A agenda celebra o 25 de Julho, Dia Internacional da Mulher Negra Afro LatinoAmericana e Caribenha. Desde o início, o Julho foi aderido e potencializado pela Rede de Mulheres Negras do Nordeste, ganhando em poucos anos toda a região e logo depois o Brasil. Todos os anos, diversos movimentos de mulheres negras se reúnem para decidir um tema para o Julho das Pretas que dialogue com a conjuntura política.
Marcha aconteceu também em outros estados
Em João Pessoa, a data foi marcada por um Cortejo das Mulheres Negras, que saiu da comunidade de Aratu. A ação está na sua 3ª edição e teve como objetivo reverenciar a ancestralidade e fortalecer a luta antirracista.
Para Edvania Macedo, uma das organizadoras do cortejo e integrante do Movimento de Mulheres Negras da Paraíba, a Marcha veio para rearticular o Movimento de Mulheres do estado, para melhor organização política. “Desde a nossa preparação para a marcha de 2015 e depois dela, a gente retomou a organização de nossa incidência política, aqui na Paraíba, o ato traz esse marco do que é a auto organização das mulheres negras”, declarou a ativista.
Janaína Cardoso, integrante do Clube de Mães da Comunidade de Aratu, participou do cortejo e falou sobre a importância do evento. “Quero muito somar com essa mulherada negra, planejar nossos próximos passos, para ocupar a comunidade com ações, oficinas. É importante puxar mulheres negras para essa luta, mulheres como eu, que nem sabia que essa luta tão massa, tão linda estava acontecendo.”
Com o tema, “30 anos de luta, nossa marcha continua e se renova: mulheres negras amazônicas em luta por justiça ambiental e racial”, a 7ª marcha de Belém camimhou em direção ao Quilombo da República.
Em São Paulo, também na sua 7ª edição, o lema deste ano foi “Nem fome, nem tiro, nem cadeia, nem Covid: Parem de nos matar!
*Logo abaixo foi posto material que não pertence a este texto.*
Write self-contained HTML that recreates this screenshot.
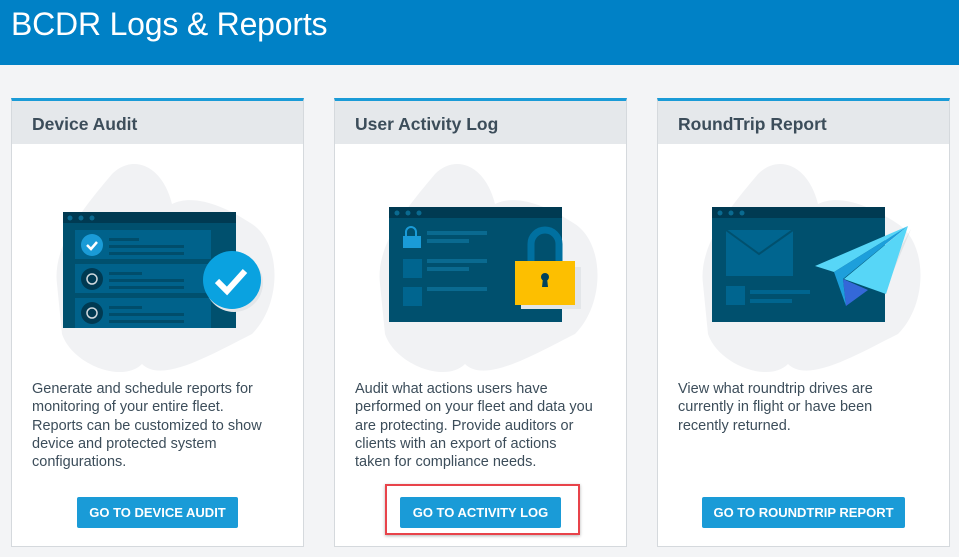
<!DOCTYPE html>
<html><head><style>
*{margin:0;padding:0;box-sizing:border-box}
body{width:959px;height:557px;background:#f3f4f6;font-family:"Liberation Sans",sans-serif;position:relative;overflow:hidden}
.top{position:absolute;left:0;top:0;width:959px;height:65px;background:#0081c6}
.top h1{position:absolute;left:11px;top:6px;font-size:32px;font-weight:normal;color:#fff;letter-spacing:-0.2px}
.card{position:absolute;top:98px;width:293px;height:449px;background:#fff;border:1px solid #d5d9dd;border-top:3px solid #1a9bd7}
.hd{height:43px;background:#e5e8eb;font-size:17.5px;font-weight:bold;color:#3c4d5a;padding:13px 0 0 20px}
.txt{position:absolute;left:20px;top:279px;white-space:nowrap;font-size:14.5px;line-height:18.3px;color:#3c4d5a}
.btn{position:absolute;top:396px;height:31px;background:#1a9bd7;color:#fff;font-weight:bold;font-size:13px;text-align:center;line-height:31px;border-radius:2px}
svg{position:absolute;left:0;top:43px}
</style></head><body>
<div class="top"><h1>BCDR Logs &amp; Reports</h1></div>

<div class="card" style="left:11px">
<div class="hd">Device Audit</div>
<svg width="293" height="240" viewBox="0 0 293 240">
<path d="M45 140 C40 100 75 60 100 30 C120 10 150 20 160 60 C180 50 210 60 240 80 C270 100 270 160 240 190 C200 210 150 240 130 220 C110 240 60 220 50 190 Z" fill="#f1f2f4"/>
<rect x="51" y="68" width="173" height="116" fill="#00506e"/>
<rect x="51" y="68" width="173" height="11" fill="#003a52"/>
<circle cx="58" cy="74" r="2.5" fill="#0a6a90"/><circle cx="69" cy="74" r="2.5" fill="#0a6a90"/><circle cx="80" cy="74" r="2.5" fill="#0a6a90"/>
<g fill="#00628b"><rect x="63" y="86" width="136" height="29"/><rect x="63" y="120" width="136" height="29"/><rect x="63" y="154" width="136" height="30"/></g>
<circle cx="80" cy="101" r="11" fill="#1a9bd7"/><path d="M75 101l4 4 6-7" stroke="#fff" stroke-width="2.5" fill="none"/>
<circle cx="80" cy="135" r="11" fill="#003a52"/><circle cx="80" cy="135" r="5" stroke="#cfd8dd" stroke-width="1.5" fill="none"/>
<circle cx="80" cy="169" r="11" fill="#003a52"/><circle cx="80" cy="169" r="5" stroke="#cfd8dd" stroke-width="1.5" fill="none"/>
<g fill="#004d6b"><rect x="97" y="94" width="30" height="3"/><rect x="97" y="101" width="75" height="3"/><rect x="97" y="108" width="75" height="3"/>
<rect x="97" y="128" width="33" height="3"/><rect x="97" y="135" width="75" height="3"/><rect x="97" y="142" width="75" height="3"/>
<rect x="97" y="162" width="33" height="3"/><rect x="97" y="169" width="75" height="3"/><rect x="97" y="176" width="75" height="3"/></g>
<circle cx="222" cy="139" r="29" fill="#e3e6e9"/>
<circle cx="220" cy="136" r="29" fill="#0aa2e0"/>
<path d="M205 137l10 10 18-20" stroke="#fff" stroke-width="6" fill="none"/>
</svg>
<div class="txt">Generate and schedule reports for<br>monitoring of your entire fleet.<br>Reports can be customized to show<br>device and protected system<br>configurations.</div>
<div class="btn" style="left:65px;width:161px">GO TO DEVICE AUDIT</div>
</div>

<div class="card" style="left:334px">
<div class="hd">User Activity Log</div>
<svg width="293" height="240" viewBox="0 0 293 240">
<path d="M45 140 C40 100 75 60 100 30 C120 10 150 20 160 60 C180 50 210 60 240 80 C270 100 270 160 240 190 C200 210 150 240 130 220 C110 240 60 220 50 190 Z" fill="#f1f2f4"/>
<rect x="54" y="63" width="173" height="115" fill="#00506e"/>
<rect x="54" y="63" width="173" height="11" fill="#003a52"/>
<circle cx="62" cy="69" r="2.5" fill="#0a6a90"/><circle cx="73" cy="69" r="2.5" fill="#0a6a90"/><circle cx="84" cy="69" r="2.5" fill="#0a6a90"/>
<path d="M71 92v-4a5 5 0 0 1 10 0v4" stroke="#1a9bd7" stroke-width="2" fill="none"/><rect x="68" y="92" width="18" height="12" fill="#1a9bd7"/>
<g fill="#00658f"><rect x="68" y="115" width="19" height="19"/><rect x="68" y="143" width="19" height="19"/></g>
<g fill="#0a6a90"><rect x="92" y="87" width="60" height="4"/><rect x="92" y="95" width="42" height="4"/><rect x="92" y="115" width="60" height="4"/><rect x="92" y="123" width="42" height="4"/><rect x="92" y="143" width="60" height="4"/></g>
<rect x="186" y="123" width="60" height="42" fill="#e3e6e9"/>
<path d="M196 118v-18a14 14 0 0 1 28 0v18" stroke="#0070a0" stroke-width="7" fill="none"/>
<rect x="180" y="117" width="60" height="44" fill="#fdbf00"/>
<circle cx="210" cy="133" r="4" fill="#00425c"/><path d="M208 134h4l1 9h-6z" fill="#00425c"/>
</svg>
<div class="txt">Audit what actions users have<br>performed on your fleet and data you<br>are protecting. Provide auditors or<br>clients with an export of actions<br>taken for compliance needs.</div>
<div class="btn" style="left:65px;width:161px">GO TO ACTIVITY LOG</div>
<div style="position:absolute;left:50px;top:383px;width:195px;height:51px;border:2px solid #e8434a;box-shadow:0 1px 3px rgba(0,0,0,.3)"></div>
</div>

<div class="card" style="left:657px">
<div class="hd">RoundTrip Report</div>
<svg width="293" height="240" viewBox="0 0 293 240">
<path d="M45 140 C40 100 75 60 100 30 C120 10 150 20 160 60 C180 50 210 60 240 80 C270 100 270 160 240 190 C200 210 150 240 130 220 C110 240 60 220 50 190 Z" fill="#f1f2f4"/>
<rect x="54" y="63" width="173" height="115" fill="#00506e"/>
<rect x="54" y="63" width="173" height="11" fill="#003a52"/>
<circle cx="62" cy="69" r="2.5" fill="#0a6a90"/><circle cx="73" cy="69" r="2.5" fill="#0a6a90"/><circle cx="84" cy="69" r="2.5" fill="#0a6a90"/>
<rect x="68" y="86" width="67" height="46" fill="#00658f"/><path d="M68 86l33 24 34-24" stroke="#00506e" stroke-width="2" fill="none"/>
<rect x="68" y="142" width="19" height="19" fill="#00658f"/>
<g fill="#00658f"><rect x="92" y="146" width="60" height="4"/><rect x="92" y="155" width="42" height="4"/></g>
<path d="M253 85 L220 145 L230 140 Z" fill="#dfe3e6"/>
<path d="M250 82 L157 122 L176 128 Z" fill="#57d6f7"/>
<path d="M176 128 L250 82 L185 135 L188 162 Z" fill="#1d9fdb"/>
<path d="M185 135 L188 162 L210 146 Z" fill="#3468d8"/>
<path d="M250 82 L186 135 L228 150 Z" fill="#57d6f7"/>
</svg>
<div class="txt">View what roundtrip drives are<br>currently in flight or have been<br>recently returned.</div>
<div class="btn" style="left:44px;width:203px">GO TO ROUNDTRIP REPORT</div>
</div>
</body></html>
Mulheres negras nas ruas e nas urnas para derrotar o fascismo, o racismo, a LGBTfobia e o genocídio! Por comida, emprego, educação, saúde e demarcação das terras quilombolas e indígenas! Por nós, por todas nós, pelo Bem Viver!”.
No Rio de Janeiro, a 8ª edição da marcha acontece no próximo domingo (31), a partir das 10 horas, com saída do bairro de Copacabana.